The reality of the market is that the easy money has already been made. To thrive now, you have to be more disciplined and more skeptical than the person next to you. You have to realize that your manager is a vendor, and like any vendor, they need to be managed. The moment you stop questioning the invoices, the moment you stop checking the market rates yourself, and the moment you stop demanding more than just "passive" service, is the moment your investment starts its slow decline into mediocrity.
True success in this corridor requires a shift in perspective. You aren't looking for someone to take the property off your hands; you’re looking for a specialist who will help you squeeze every drop of value out of it, even if that means more work for both of you in the short term. The "set it and forget it" mentality is a luxury of the past, a relic of a time when the market was so hot it covered everyone's mistakes. Those days are gone. Now, the difference between a five percent return and a fifteen percent return isn't the property itself—it's the relentless, uncomfortable, and often adversarial oversight of the people you’ve hired to run it.

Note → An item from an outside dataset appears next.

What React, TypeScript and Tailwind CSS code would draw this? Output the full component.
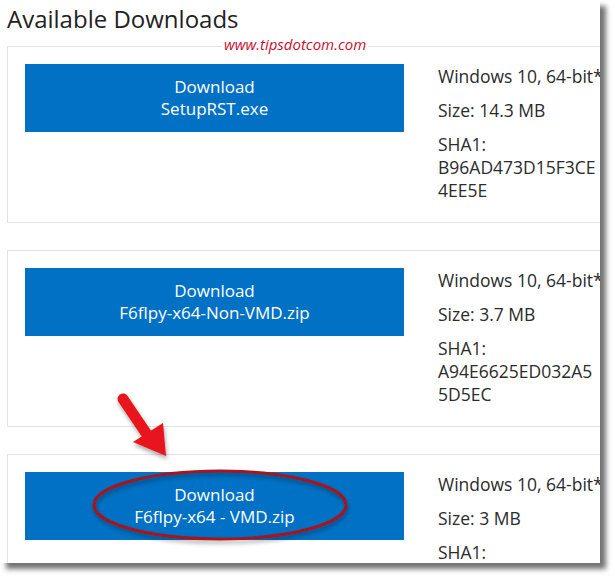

If you want to protect your capital, you have to stop being a passive investor and start being a proactive owner. Demand the data, challenge the fees, and never trust a zero percent vacancy rate. The most dangerous thing you can do is assume that because someone has a license, they have your best interests at heart. In the world of Northern Idaho real estate, the only person truly looking out for your bottom line is you, and your manager should be the tool you use to achieve your goals, not the person telling you what those goals should be. Ownership is not a spectator sport, and the scoreboard doesn't lie.